While IP addresses, processes, and domains change, there is an underlying set of stealthy attacker techniques that foreshadow every successful breach. Investigating these behaviors is key to finding a stealthy attacker, even if they alter their entry mechanism to evade prevention defenses.
According to Sam Adams, Rapid7’s vice president of product, “relying on math alone cannot solve this problem”. Adams continues, “Many vendors think that if they have a multitude of mathematical and machine learning techniques, that alone is enough to detect attackers. While you may occasionally catch one, it can easily lead to drowning in false positives, which makes it hard for teams to know which alerts are real and which are not”.
How Rapid7 MDR can help
Rapid7 MDR’s layered ABA and highly skilled SOC analysts clear the fog around attacker techniques. The information we see from Project Heisenberg, our honeypot network, and our hundreds of MDR customers is infused with context from our threat intelligence teams and ultimately formed into proactive detections that help us differentiate unusual admin activity from attacker activity.

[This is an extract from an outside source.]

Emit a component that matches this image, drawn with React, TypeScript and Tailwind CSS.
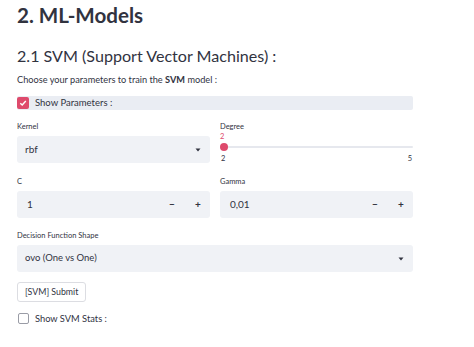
const font = { fontFamily: 'Lato, "Noto Sans", sans-serif' };

function Caret() {
  return (
    <svg width="6" height="4" viewBox="0 0 6 4" className="shrink-0">
      <path d="M0.5 0.5h5L3 3.6z" fill="#31333f" />
    </svg>
  );
}

function Label({ children }: { children: React.ReactNode }) {
  return <div className="mb-[5px] text-[7.5px] leading-[9px] text-[#31333f]">{children}</div>;
}

function NumberInput({ value }: { value: string }) {
  return (
    <div className="flex h-[27px] items-center rounded-[3px] bg-[#f0f2f6] pl-[10px] pr-[8px] text-[10px] text-[#31333f]">
      <span className="flex-1">{value}</span>
      <span className="mr-[18px] w-[8px] text-center text-[10px] font-bold">−</span>
      <span className="w-[8px] text-center text-[10px] font-bold">+</span>
    </div>
  );
}

export default function App() {
  return (
    <div className="min-h-[347px] bg-white pl-[17px] pr-[61px] text-[#31333f]" style={font}>
      <h1 className="pt-[1px] text-[20.6px] font-bold leading-[28px]">2. ML-Models</h1>
      <h2 className="mt-[15px] text-[16.1px] leading-[24px]">2.1 SVM (Support Vector Machines) :</h2>
      <p className="mt-[5px] text-[9.2px] leading-[14px]">
        Choose your parameters to train the <b>SVM</b> model :
      </p>

      <div className="mt-[9px] flex h-[14px] items-center gap-[6px] rounded-[2px] bg-[#eaedf3]">
        <span className="flex h-[12px] w-[12px] items-center justify-center rounded-[2px] bg-[#de4a6c]">
          <svg width="8" height="8" viewBox="0 0 8 8">
            <path d="M1.3 4.2 3.2 6 6.8 2" stroke="white" strokeWidth="1.4" fill="none" />
          </svg>
        </span>
        <span className="text-[9.5px] leading-none">Show Parameters :</span>
      </div>

      <div className="mt-[12px] grid grid-cols-2 gap-x-[10px]">
        <div>
          <Label>Kernel</Label>
          <div className="flex h-[27px] items-center rounded-[3px] bg-[#f0f2f6] pl-[8px] pr-[9px] text-[10px]">
            <span className="flex-1">rbf</span>
            <Caret />
          </div>
        </div>
        <div>
          <div className="mb-[1px] text-[7.5px] leading-[9px]">Degree</div>
          <div className="text-[7.5px] leading-[9px] text-[#de4a6c]">2</div>
          <div className="relative mt-[2px] h-[8px]">
            <div className="absolute left-0 right-0 top-[3px] h-[2px] rounded bg-[#e6e8ee]" />
            <div className="absolute left-0 top-0 h-[8px] w-[8px] rounded-full bg-[#de4a6c]" />
          </div>
          <div className="mt-[3px] flex justify-between px-[1px] text-[7.5px] leading-[9px]">
            <span>2</span>
            <span>5</span>
          </div>
        </div>
      </div>

      <div className="mt-[14px] grid grid-cols-2 gap-x-[10px]">
        <div>
          <Label>C</Label>
          <NumberInput value="1" />
        </div>
        <div>
          <Label>Gamma</Label>
          <NumberInput value="0,01" />
        </div>
      </div>

      <div className="mt-[13px]">
        <Label>Decision Function Shape</Label>
        <div className="flex h-[27px] items-center rounded-[3px] bg-[#f0f2f6] pl-[8px] pr-[9px] text-[9.5px]">
          <span className="flex-1">ovo (One vs One)</span>
          <Caret />
        </div>
      </div>

      <button className="mt-[10px] block h-[20px] rounded-[3px] border border-[#dcdde2] bg-white px-[7px] text-[8.8px] leading-none">
        [SVM] Submit
      </button>

      <div className="mt-[11px] flex items-center gap-[6px]">
        <span className="ml-[1px] h-[11px] w-[11px] rounded-[2px] border border-[#9a9ca6] bg-white" />
        <span className="text-[9.3px] leading-none">Show SVM Stats :</span>
      </div>
    </div>
  );
}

For example, when Rapid7 MDR adds ABA against real-time endpoint data and combines that with UBA information and Network Traffic Analysis (NTA), we understand who logged on to a system, where they’re located, what the host connected to, and the specific actions taken. Furthermore, Rapid7 MDR is able to look earlier in the attack lifecycle to find scenarios where:
- Log collection and endpoint event analysis is required from the most critical systems/applications (including systems and apps outside of the traditional network, such as cloud services) and your existing security technology.
- Efficient detection of malicious tools, tactics, and procedures (TTPs) requires visibility across the entire attack lifecycle.
- Attackers hide behind routine actions on the machine where it’s necessary to leverage start/stop process data to correlate events to uncover malice.
- Attackers impersonate one of your employees.
- Attackers are invisible and require analysis of network activity to uncover malicious connections at the perimeter or between endpoints on your network.
This is one of the reasons why Forrester analysts noted Rapid7’s “security professionals with extensive incident response and threat hunting experience” deliver MDR service through a “white-glove, behavioral detection-inspired approach” in The Forrester Wave™: Managed Detection and Response Q1 2021.
Why does this matter?
High-fidelity alerts grant context to take action
Alerts include context from our analysts and threat intel teams, so you can make better decisions, remediate the problem, mitigate risk, and contain the alert directly inside your Findings Report.
Detections are based on behaviors, not signatures
By leveraging InsightIDR and top security experts, your team can feel confident that we’re able to detect attackers with high-fidelity endpoint data to identify novel variations of new attacker techniques.
Found once, applied everywhere
Your security team gets the benefit of the learnings from Rapid7 customer detections. For example, when our SOC team finds new attack methodologies—either by way of our SOC, threat intelligence team, or Rapid7 research—those TTPs are updated in InsightIDR investigations.
Speed
By including ABA as a threat detection methodology, Rapid7’s threat intelligence team can quickly develop new rules for emerging attacker behavior and push detections out within minutes of discovering a new technique or trend.
Defense-in-depth
UBA is adept at identifying breaches in the “lateral movement” phase of the attack chain. ABA allows us to detect attacker activities in all other phases of the attack lifecycle.
Constantly evolving ABA detections
Whenever possible, the alert will detail known, recent adversary groups using a similar technique in a confirmed attack. As a key advantage of our cloud deployment model, our detections are updated automatically to our entire user population of customers after a thorough prototyping, testing, and validation process. All new indicators are applied to one month’s historic data so your environment is instantly protected.
Context
Indicators of attack are now surfaced on the InsightIDR visual timeline, along with unusual behaviors. This combination makes it even easier for the Rapid7 MDR SOC (or your team) to perform investigations and have confidence in the results of the Findings reports.